Harkisondas Gokaldas vs Commissioner Of Income-Tax, Bombay ... on 16 April, 1980
Income Tax ReferenceCourt
Date
Bench
Citation
Keywords
Partnership firm registration, Income Tax Act 1961, Individual shares, Minors admitted to benefits, Partnership deed, Hindu Succession Act 1956, Indian Partnership Act 1932, Shares in losses, Income Tax Officer, Tax assessment, Statutory compliance, Ascertainable shares.
Sections & Acts
* Income Tax Act, 1961: Sections 2(23), 23(5)(a), 184, 184(1)(ii), 184(5), 185, 256(1). * Income Tax Rules: Rules 22-25, Form No. 11. * Indian Partnership Act, 1932: Sections 13(b), 30(2). * Indian Income Tax Act, 1922: Section 26A. * Hindu Succession Act, 1956.

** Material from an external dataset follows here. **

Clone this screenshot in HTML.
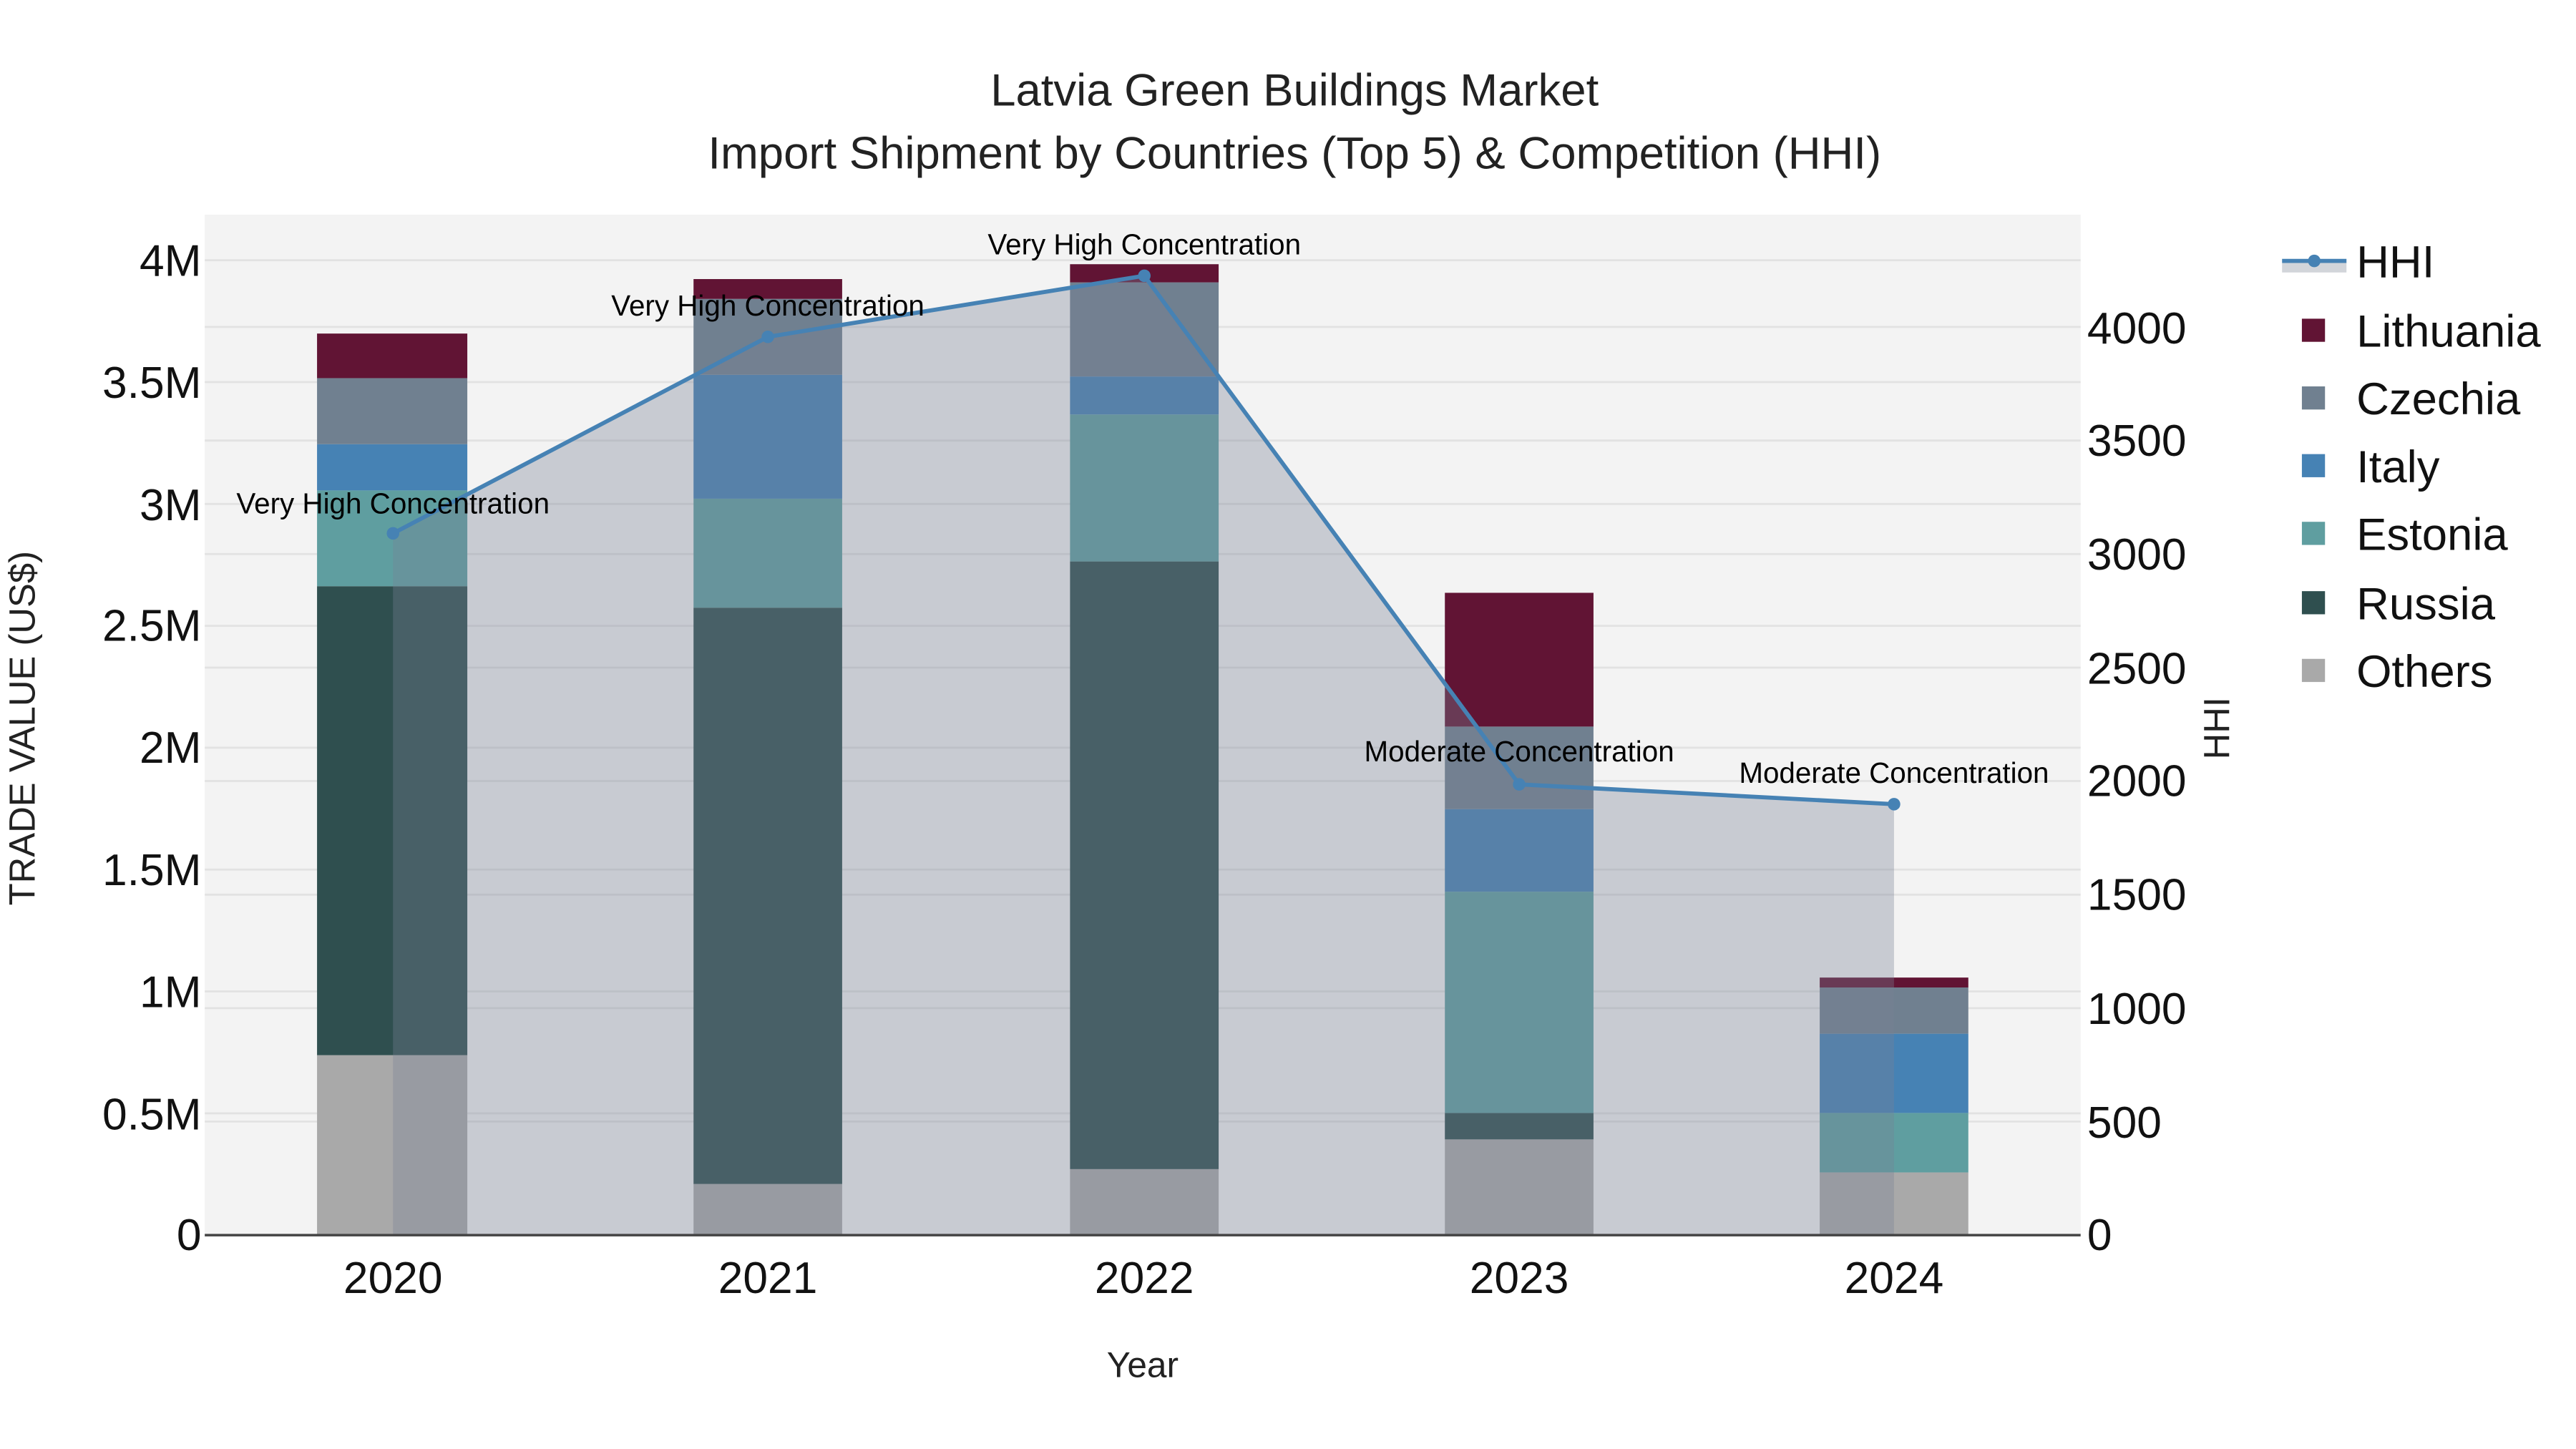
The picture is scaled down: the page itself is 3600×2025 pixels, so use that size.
<!DOCTYPE html>
<html><head><meta charset="utf-8"><style>html,body{margin:0;padding:0;background:#fff}svg{display:block}</style></head>
<body>
<svg width="3600" height="2025" viewBox="0 0 1560 877.5" xmlns="http://www.w3.org/2000/svg" font-family="Liberation Sans, sans-serif">
<rect x="0" y="0" width="1560" height="877.5" fill="#fff"/>
<rect x="124" y="130" width="1136" height="618" fill="#f3f3f3"/>
<g stroke="#e2e2e2" stroke-width="1.2">
<line x1="124" x2="1260" y1="674.2" y2="674.2"/><line x1="124" x2="1260" y1="600.4" y2="600.4"/>
<line x1="124" x2="1260" y1="526.6" y2="526.6"/><line x1="124" x2="1260" y1="452.8" y2="452.8"/>
<line x1="124" x2="1260" y1="379" y2="379"/><line x1="124" x2="1260" y1="305.2" y2="305.2"/>
<line x1="124" x2="1260" y1="231.4" y2="231.4"/><line x1="124" x2="1260" y1="157.6" y2="157.6"/>
<line x1="124" x2="1260" y1="679.2" y2="679.2"/><line x1="124" x2="1260" y1="610.5" y2="610.5"/>
<line x1="124" x2="1260" y1="541.8" y2="541.8"/><line x1="124" x2="1260" y1="473" y2="473"/>
<line x1="124" x2="1260" y1="404.3" y2="404.3"/><line x1="124" x2="1260" y1="335.5" y2="335.5"/>
<line x1="124" x2="1260" y1="266.8" y2="266.8"/><line x1="124" x2="1260" y1="198" y2="198"/>
</g>
<g>
<rect x="192" y="639" width="91" height="109" fill="#a9a9a9"/><rect x="192" y="355" width="91" height="284" fill="#2f4f4f"/><rect x="192" y="297" width="91" height="58" fill="#5f9ea0"/><rect x="192" y="269" width="91" height="28" fill="#4682b4"/><rect x="192" y="229" width="91" height="40" fill="#708090"/><rect x="192" y="202" width="91" height="27" fill="#611434"/>
<rect x="420" y="717" width="90" height="31" fill="#a9a9a9"/><rect x="420" y="368" width="90" height="349" fill="#2f4f4f"/><rect x="420" y="302" width="90" height="66" fill="#5f9ea0"/><rect x="420" y="227" width="90" height="75" fill="#4682b4"/><rect x="420" y="181" width="90" height="46" fill="#708090"/><rect x="420" y="169" width="90" height="12" fill="#611434"/>
<rect x="648" y="708" width="90" height="40" fill="#a9a9a9"/><rect x="648" y="340" width="90" height="368" fill="#2f4f4f"/><rect x="648" y="251" width="90" height="89" fill="#5f9ea0"/><rect x="648" y="228" width="90" height="23" fill="#4682b4"/><rect x="648" y="171" width="90" height="57" fill="#708090"/><rect x="648" y="160" width="90" height="11" fill="#611434"/>
<rect x="875" y="690" width="90" height="58" fill="#a9a9a9"/><rect x="875" y="674" width="90" height="16" fill="#2f4f4f"/><rect x="875" y="540" width="90" height="134" fill="#5f9ea0"/><rect x="875" y="490" width="90" height="50" fill="#4682b4"/><rect x="875" y="440" width="90" height="50" fill="#708090"/><rect x="875" y="359" width="90" height="81" fill="#611434"/>
<rect x="1102" y="710" width="90" height="38" fill="#a9a9a9"/><rect x="1102" y="674" width="90" height="36" fill="#5f9ea0"/><rect x="1102" y="626" width="90" height="48" fill="#4682b4"/><rect x="1102" y="598" width="90" height="28" fill="#708090"/><rect x="1102" y="592" width="90" height="6" fill="#611434"/>
</g>
<path d="M238,748 L238,323 L465,204 L693,167 L920,475 L1147,487 L1147,748 Z" fill="rgb(120,130,150)" fill-opacity="0.35"/>
<polyline points="238,323 465,204 693,167 920,475 1147,487" fill="none" stroke="#4682b4" stroke-width="2.5"/>
<g fill="#4682b4"><circle cx="238" cy="323" r="3.8"/><circle cx="465" cy="204" r="3.8"/><circle cx="693" cy="167" r="3.8"/><circle cx="920" cy="475" r="3.8"/><circle cx="1147" cy="487" r="3.8"/></g>
<line x1="124" x2="1260" y1="748" y2="748" stroke="#444" stroke-width="1.5"/>
<g font-size="17.5" text-anchor="middle" fill="#000">
<text x="238" y="311">Very High Concentration</text>
<text x="465" y="191">Very High Concentration</text>
<text x="693" y="154">Very High Concentration</text>
<text x="920" y="461">Moderate Concentration</text>
<text x="1147" y="474">Moderate Concentration</text>
</g>
<g font-size="27" text-anchor="end" fill="#111">
<text x="122" y="757">0</text><text x="122" y="684">0.5M</text><text x="122" y="610">1M</text><text x="122" y="536">1.5M</text><text x="122" y="462">2M</text><text x="122" y="388">2.5M</text><text x="122" y="315">3M</text><text x="122" y="241">3.5M</text><text x="122" y="167">4M</text>
</g>
<g font-size="27" text-anchor="start" fill="#111">
<text x="1264" y="757">0</text><text x="1264" y="689">500</text><text x="1264" y="620">1000</text><text x="1264" y="551">1500</text><text x="1264" y="482">2000</text><text x="1264" y="414">2500</text><text x="1264" y="345">3000</text><text x="1264" y="276">3500</text><text x="1264" y="208">4000</text>
</g>
<g font-size="27" text-anchor="middle" fill="#111">
<text x="238" y="783">2020</text><text x="465" y="783">2021</text><text x="693" y="783">2022</text><text x="920" y="783">2023</text><text x="1147" y="783">2024</text>
</g>
<text x="692" y="834" font-size="21.5" text-anchor="middle" fill="#222">Year</text>
<text transform="translate(21,441) rotate(-90)" font-size="22" text-anchor="middle" fill="#222">TRADE VALUE (US$)</text>
<text transform="translate(1350,441) rotate(-90)" font-size="22" text-anchor="middle" fill="#222">HHI</text>
<g font-size="27.5" text-anchor="middle" fill="#222">
<text x="784" y="64">Latvia Green Buildings Market</text>
<text x="784" y="102">Import Shipment by Countries (Top 5) &amp; Competition (HHI)</text>
</g>
<rect x="1382" y="159" width="39" height="6" fill="#d2d5da"/>
<line x1="1382" x2="1421" y1="158" y2="158" stroke="#4682b4" stroke-width="2.5"/>
<circle cx="1401.5" cy="158" r="3.8" fill="#4682b4"/>
<g font-size="27.5" fill="#111">
<text x="1427" y="168">HHI</text>
<text x="1427" y="210">Lithuania</text>
<text x="1427" y="251">Czechia</text>
<text x="1427" y="292">Italy</text>
<text x="1427" y="333">Estonia</text>
<text x="1427" y="375">Russia</text>
<text x="1427" y="416">Others</text>
</g>
<rect x="1394" y="193" width="14" height="14" fill="#611434"/>
<rect x="1394" y="234" width="14" height="14" fill="#708090"/>
<rect x="1394" y="275" width="14" height="14" fill="#4682b4"/>
<rect x="1394" y="316" width="14" height="14" fill="#5f9ea0"/>
<rect x="1394" y="358" width="14" height="14" fill="#2f4f4f"/>
<rect x="1394" y="399" width="14" height="14" fill="#a9a9a9"/>
</svg>
</body></html>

Case details are shown in the header and cards above. Below is the synopsis extracted from the judgment summary.
Subject
Income Tax – Partnership Firm Registration – Specification of Individual Shares – Minors Admitted to Benefits – Shares in Losses
Key Legal Propositions
- For a partnership firm to be entitled to registration under the Income Tax Act, 1961 (S. 184(1)(ii)), the instrument of partnership must explicitly specify the individual shares of all partners, including minors admitted to the benefits of the partnership. These shares must be ascertainable directly from the terms of the instrument itself, and cannot be determined by reference to external statutes (such as the Hindu Succession Act, 1956) or general principles of the Indian Partnership Act, 1932 (such as S. 13(b)), especially when a collective share is assigned to a group.

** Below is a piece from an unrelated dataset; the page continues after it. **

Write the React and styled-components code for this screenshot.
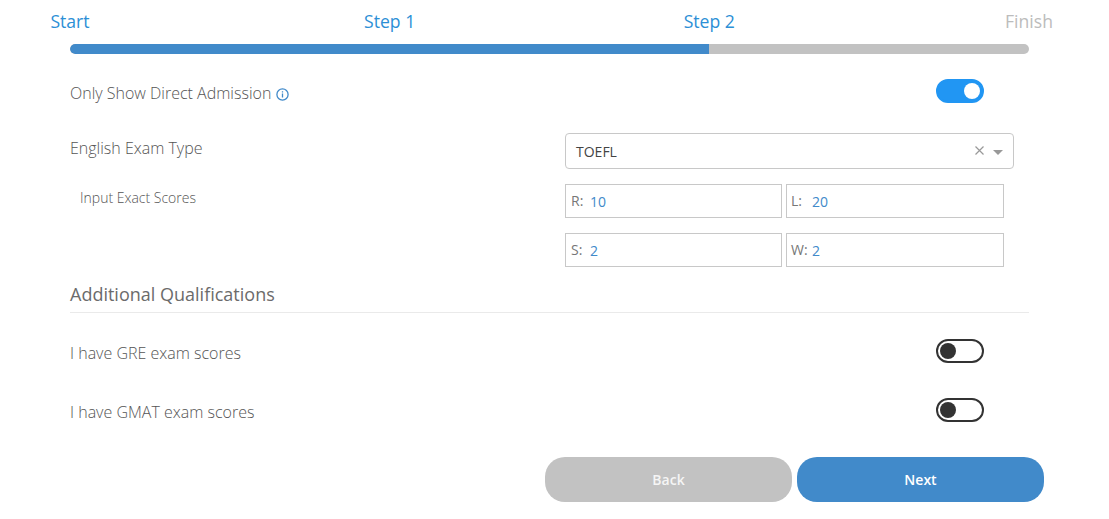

- The specification of individual shares in losses is also a mandatory requirement for granting registration to a partnership firm. Where partners have unequal shares in profits, or where minors are admitted to benefits and their losses are to be borne by adult partners, the instrument must clearly indicate how these losses are to be apportioned among the individual partners.
Judgment Summary
Background
The assessee-firm sought registration under Section 256(1) of the Income Tax Act, 1961. One of the original partners, Harkisondas Gokaldas, died, leaving behind a widow (Taramati), a major daughter (Kanchan), and four minor children. A fresh partnership deed was executed on March 17, 1961, with Gokaldas Mulchand, Anilkant Gokaldas, Taramati, and Kanchan as partners, and the four minors admitted to the benefits of the partnership. Clause 4 of the deed specified profit shares: Gokaldas Mulchand (6 annas), Anilkant Gokaldas (4 annas), and "Party of the third part" (comprising Taramati, Kanchan, and the four minors) collectively receiving 6 annas. The deed stipulated that any losses attributable to the "Party of the third part" would be borne by Taramati and Kanchan. The Income Tax Officer (ITO) refused registration, a decision upheld by the Appellate Assistant Commissioner (AAC) and the Income Tax Appellate Tribunal, on the ground that the individual shares of the six persons constituting the "Party of the third part" were not specified in the partnership deed. The matter was referred to the High Court at the instance of the assessee.